4. Retention: Kafka retains data until it is consumed or until a set time limit is reached.

Kafka Setup in Spring Boot

Step 1. Add Dependencies

Include Kafka-related dependencies in your pom.xml for producer and consumer configurations:

<dependency>
    <groupId>org.springframework.kafka</groupId>
    <artifactId>spring-kafka</artifactId>
</dependency>

Step 2. Define Configuration for Kafka Producer

Setup a producer in Spring Boot to publish events:

@Configuration
public class KafkaProducerConfig {

    @Bean
    public ProducerFactory<String, String> producerFactory() {
        Map<String, Object> configProps = new HashMap<>();
        configProps.put(ProducerConfig.BOOTSTRAP_SERVERS_CONFIG, "localhost:9092");
        configProps.put(ProducerConfig.KEY_SERIALIZER_CLASS_CONFIG, StringSerializer.class);
        configProps.put(ProducerConfig.VALUE_SERIALIZER_CLASS_CONFIG, StringSerializer.class);
        return new DefaultKafkaProducerFactory<>(configProps);
    }

    @Bean
    public KafkaTemplate<String, String> kafkaTemplate() {
        return new KafkaTemplate<>(producerFactory());
    }
}

Step 3. Define Kafka Consumer Configuration

Set up consumers to read messages:

@Configuration
public class KafkaConsumerConfig {

    @Bean
    public ConsumerFactory<String, String> consumerFactory() {
        Map<String, Object> props = new HashMap<>();
        props.put(ConsumerConfig.BOOTSTRAP_SERVERS_CONFIG, "localhost:9092");
        props.put(ConsumerConfig.GROUP_ID_CONFIG, "group-id");
        props.put(ConsumerConfig.KEY_DESERIALIZER_CLASS_CONFIG, StringDeserializer.class);
        props.put(ConsumerConfig.VALUE_DESERIALIZER_CLASS_CONFIG, StringDeserializer.class);
        return new DefaultKafkaConsumerFactory<>(props);
    }

    @Bean
    public ConcurrentKafkaListenerContainerFactory<String, String> kafkaListenerContainerFactory() {
        ConcurrentKafkaListenerContainerFactory<String, String> factory = new ConcurrentKafkaListenerContainerFactory<>();
        factory.setConsumerFactory(consumerFactory());
        return factory;
    }
}

Step 4. Create Producer and Consumer Services

Producer:

@Service
public class ProducerService {
    private KafkaTemplate<String, String> kafkaTemplate;

    public ProducerService(KafkaTemplate<String, String> kafkaTemplate) {
        this.kafkaTemplate = kafkaTemplate;
    }

    public void sendMessage(String topic, String message) {
        kafkaTemplate.send(topic, message);
    }
}

Consumer:

@Service
public class ConsumerService {

    @KafkaListener(topics = "order-events", groupId = "group-id")
    public void consume(String message) {
        System.out.println("Received message: " + message);
    }
}

Asynchronous Service Communication

How Async Works

Instead of synchronous API calls, asynchronous communication decouples services via event publishing and subscribing. Once an event is published, the producer continues its work without waiting.

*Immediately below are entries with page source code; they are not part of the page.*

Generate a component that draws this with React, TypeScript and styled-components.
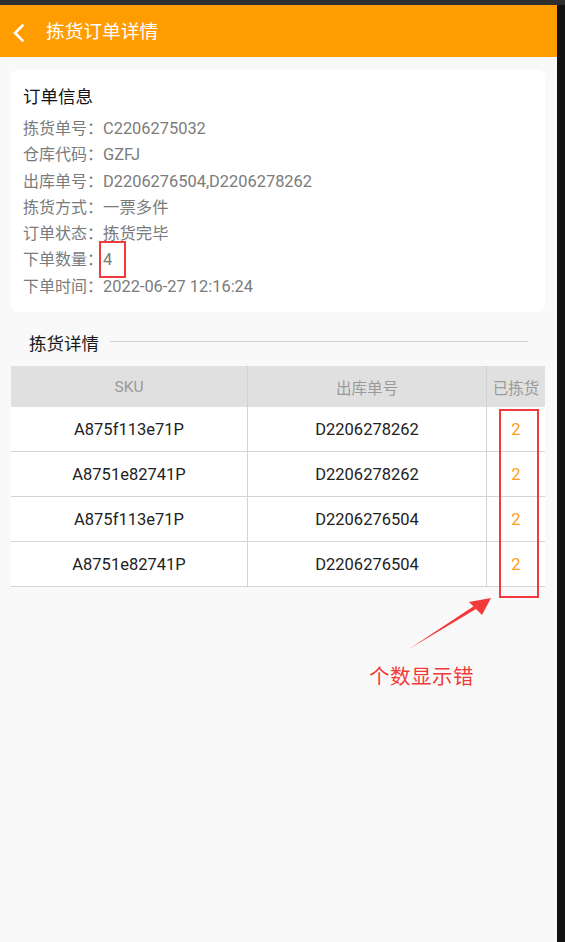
import React from "react";
import styled, { createGlobalStyle } from "styled-components";

const Global = createGlobalStyle`
  html, body { margin: 0; padding: 0; background: #111; }
  body { font-family: Roboto, "Noto Sans CJK SC", sans-serif; }
  * { box-sizing: border-box; }
`;

const Screen = styled.div`
  display: flex;
  width: 565px;
  height: 942px;
  overflow: hidden;
  position: relative;
`;

const Phone = styled.div`
  width: 557px;
  display: flex;
  flex-direction: column;
  background: #f9f9f9;
`;

const Edge = styled.div`
  width: 8px;
  background: #121212;
  border-top: 5px solid #2f2f2f;
`;

const StatusBar = styled.div`
  height: 5px;
  background: #2f2f2f;
`;

const Header = styled.div`
  height: 52px;
  background: #ff9c00;
  display: flex;
  align-items: center;
  padding-left: 10px;
  padding-top: 3px;
  gap: 16px;
  color: #fff;
`;

const Title = styled.div`
  font-size: 18.7px;
  line-height: 24px;
  margin-top: -2px;
`;

const Content = styled.div`
  flex: 1;
  padding: 13px 12px 0 11px;
  display: flex;
  flex-direction: column;
`;

const Card = styled.div`
  background: #fff;
  border-radius: 7px;
  padding: 13px 12px 12px 12px;
`;

const CardTitle = styled.div`
  font-size: 17.5px;
  line-height: 28px;
  color: #111;
  margin-bottom: 5px;
`;

const InfoRow = styled.div`
  font-size: 16px;
  line-height: 26.3px;
  color: #7b7b7b;
  white-space: nowrap;
`;

const Value = styled.span`
  font-size: 16.4px;
`;

const Marked = styled.span`
  display: inline-block;
  position: relative;
  &::after {
    content: "";
    position: absolute;
    left: -4px;
    top: -6px;
    width: 23px;
    height: 33px;
    border: 2px solid #f33a3a;
  }
`;

const SectionRow = styled.div`
  display: flex;
  align-items: center;
  height: 26px;
  margin-top: 18px;
  padding-left: 18px;
  padding-right: 17px;
  gap: 11px;
`;

const SectionTitle = styled.div`
  font-size: 17.5px;
  color: #1a1a1a;
  line-height: 26px;
  margin-top: 2px;
`;

const SectionLine = styled.div`
  flex: 1;
  height: 1px;
  background: #cfcfcf;
  margin-top: -3px;
`;

const Table = styled.div`
  margin-top: 10px;
  display: grid;
  grid-template-columns: 237px 239px 58px;
  background: #fff;
`;

const HeadCell = styled.div<{ $last?: boolean }>`
  height: 41px;
  background: #e0e0e0;
  color: #9a9a9a;
  font-size: 15.5px;
  display: flex;
  align-items: center;
  justify-content: center;
  border-right: ${(p) => (p.$last ? "none" : "1px solid #d2d2d2")};
  white-space: nowrap;
`;

const Cell = styled.div<{ $last?: boolean; $accent?: boolean }>`
  height: 45px;
  color: ${(p) => (p.$accent ? "#ff9d1b" : "#222")};
  font-size: 16.5px;
  display: flex;
  align-items: center;
  justify-content: center;
  border-bottom: 1px solid #d4d4d4;
  border-right: ${(p) => (p.$last ? "none" : "1px solid #d4d4d4")};
`;

const Overlay = styled.div`
  position: absolute;
  inset: 0;
  pointer-events: none;
`;

const ColumnBox = styled.div`
  position: absolute;
  left: 499px;
  top: 409px;
  width: 40px;
  height: 189px;
  border: 2px solid #f33a3a;
`;

const Note = styled.div`
  position: absolute;
  left: 369px;
  top: 662px;
  font-family: "Noto Sans CJK SC", sans-serif;
  font-size: 20.5px;
  line-height: 26px;
  color: #f33a3a;
  letter-spacing: 0.5px;
`;

const ArrowSvg = styled.svg`
  position: absolute;
  left: 0;
  top: 0;
`;

const info: [string, React.ReactNode][] = [
  ["拣货单号：", "C2206275032"],
  ["仓库代码：", "GZFJ"],
  ["出库单号：", "D2206276504,D2206278262"],
  ["拣货方式：", "一票多件"],
  ["订单状态：", "拣货完毕"],
  ["下单数量：", <Marked>4</Marked>],
  ["下单时间：", "2022-06-27 12:16:24"],
];

const rows = [
  ["A875f113e71P", "D2206278262", "2"],
  ["A8751e82741P", "D2206278262", "2"],
  ["A875f113e71P", "D2206276504", "2"],
  ["A8751e82741P", "D2206276504", "2"],
];

export default function App() {
  return (
    <>
      <Global />
      <Screen>
        <Phone>
          <StatusBar />
          <Header>
            <svg width="20" height="20" viewBox="0 0 20 20">
              <path d="M12.5 2.5 L5 10 L12.5 17.5" fill="none" stroke="#fff" strokeWidth="2.6" strokeLinecap="square" />
            </svg>
            <Title>拣货订单详情</Title>
          </Header>
          <Content>
            <Card>
              <CardTitle>订单信息</CardTitle>
              {info.map(([k, v]) => (
                <InfoRow key={k}>
                  {k}
                  <Value>{v}</Value>
                </InfoRow>
              ))}
            </Card>
            <SectionRow>
              <SectionTitle>拣货详情</SectionTitle>
              <SectionLine />
            </SectionRow>
            <Table>
              <HeadCell>SKU</HeadCell>
              <HeadCell>出库单号</HeadCell>
              <HeadCell $last>已拣货</HeadCell>
              {rows.map((r, i) => (
                <React.Fragment key={i}>
                  <Cell>{r[0]}</Cell>
                  <Cell>{r[1]}</Cell>
                  <Cell $last $accent>{r[2]}</Cell>
                </React.Fragment>
              ))}
            </Table>
          </Content>
        </Phone>
        <Edge />
        <Overlay>
          <ColumnBox />
          <ArrowSvg width="565" height="942" viewBox="0 0 565 942">
            <polygon points="409,649 474,606 476,609" fill="#f33a3a" />
            <polygon points="491,598 469,602 482,615" fill="#f33a3a" />
          </ArrowSvg>
          <Note>个数显示错</Note>
        </Overlay>
      </Screen>
    </>
  );
}
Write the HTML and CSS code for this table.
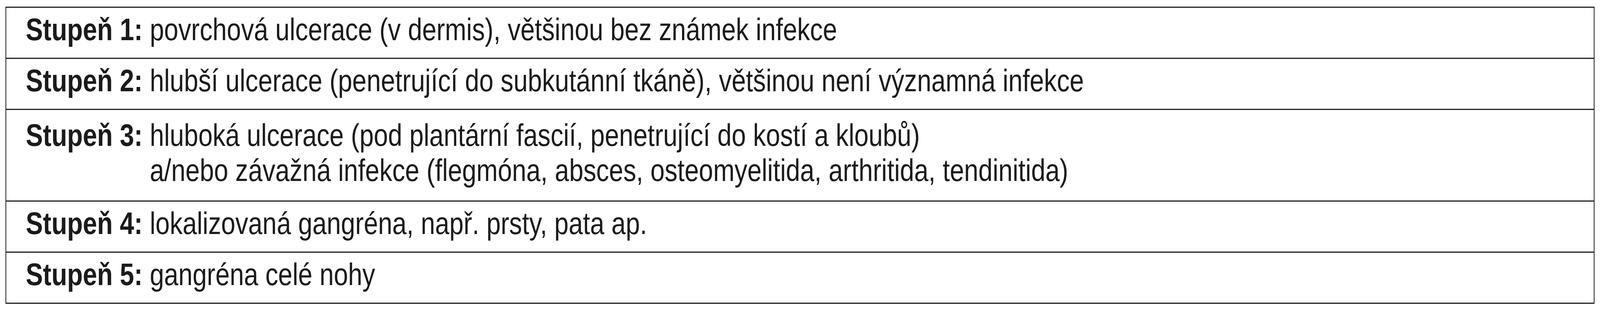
FILE: index.html
```html
<!DOCTYPE html>
<html lang="cs">
<head>
<meta charset="utf-8">
<title>Stupně</title>
<link rel="stylesheet" href="styles.css">
</head>
<body>
<div class="grades">
  <div class="row">
    <div class="row-text">
      <span class="label">Stupeň 1:</span>
      <span class="desc">povrchová ulcerace (v dermis), většinou bez známek infekce</span>
    </div>
  </div>
  <div class="row">
    <div class="row-text">
      <span class="label">Stupeň 2:</span>
      <span class="desc">hlubší ulcerace (penetrující do subkutánní tkáně), většinou není významná infekce</span>
    </div>
  </div>
  <div class="row row-tall">
    <div class="row-text">
      <span class="label">Stupeň 3:</span>
      <span class="desc">
        <span class="line">hluboká ulcerace (pod plantární fascií, penetrující do kostí a kloubů)</span>
        <span class="line">a/nebo závažná infekce (flegmóna, absces, osteomyelitida, arthritida, tendinitida)</span>
      </span>
    </div>
  </div>
  <div class="row">
    <div class="row-text">
      <span class="label">Stupeň 4:</span>
      <span class="desc">lokalizovaná gangréna, např. prsty, pata ap.</span>
    </div>
  </div>
  <div class="row">
    <div class="row-text">
      <span class="label">Stupeň 5:</span>
      <span class="desc">gangréna celé nohy</span>
    </div>
  </div>
</div>
</body>
</html>
```

FILE: styles.css
```css
:root {
  /* one horizontal pixel of the 4958px-wide design */
  --u: calc(100vw / 4958);
}

html, body {
  margin: 0;
  padding: 0;
  background: #ffffff;
  overflow: hidden;
}

body {
  font-family: "Liberation Sans", Arial, sans-serif;
  color: #1c1a1b;
}

.grades {
  box-sizing: border-box;
  width: calc(4924 * var(--u));
  margin: 17px 0 0 calc(17 * var(--u));
  border-style: solid;
  border-color: #231f20;
  border-width: 3px calc(3 * var(--u));
}

.row {
  padding: 11px 0 27px calc(61 * var(--u));
  border-top: 3px solid #231f20;
}

.row:first-child {
  border-top: none;
}

.row-tall {
  padding-top: 20px;
  padding-bottom: 32px;
}

/* text set on the design grid, fitted to the window width */
.row-text {
  display: flex;
  align-items: flex-start;
  column-gap: 0.278em;
  font-size: 79.5px;
  line-height: 90px;
  transform-origin: 0 0;
  transform: scaleX(0.8261);
  transform: scaleX(calc(tan(atan2(100vw, 100vh)) * 800 / 4958));
}

.label {
  font-weight: 700;
  white-space: nowrap;
}

.desc {
  font-weight: 400;
  white-space: nowrap;
}

.line {
  display: block;
}
```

Benefits of Async Communication:

• Improved Speed: Services don’t block on downstream responses.
• Fault Tolerance: A failed consumer doesn’t affect the producer.

Example Flow

1. The Order Service publishes an event called order_created.
2. The Inventory Service listens for the event and decrements the stock.
3. The Billing Service listens for the same event and processes payment.

Real-World Use Case: Order → Inventory → Billing

Consider an e-commerce application with the following workflow:

1. A customer places an order.
2. The order affects inventory (e.g., reducing stock).
3. The system processes payments.

Kafka Topics for Each Service

1. Order Topic: Events such as order_created, order_canceled.
2. Inventory Topic: Events like stock_updated.
3. Billing Topic: Events like payment_success.

Implementation Steps

Order Service (Producer):

public void placeOrder(Order order) {
    kafkaTemplate.send("order-events", order.toJson());
}

Inventory Service (Consumer for Order/Producer for Stock):

@KafkaListener(topics = "order-events", groupId = "inventory-group")
public void handleOrder(String orderEvent) {
    // Parse order and update stock
    kafkaTemplate.send("stock-events", updatedStockStatus.toJson());
}

Billing Service (Consumer for Order):

@KafkaListener(topics = "order-events", groupId = "billing-group")
public void processPayment(String orderEvent) {
    // Process payment
}

This decoupling allows changes in one service without impacting others, creating a scalable and maintainable architecture.

Summary

Event-Driven Architecture with Kafka turns Spring Boot microservices into scalable, fault-tolerant systems. Here are the key takeaways:

1. EDA Importance: Enables decoupled, real-time communication between services.
2. Kafka’s Role: Acts as a robust message broker with high throughput.
3. Async Communication: Improves system speed and reliability.
4. Real-world Use Case: Demonstrates how Order → Inventory → Billing services can work seamlessly.

Adopting Kafka with Spring Boot brings agility and efficiency to your application. Begin your event-driven architecture today and unlock unmatched scalability!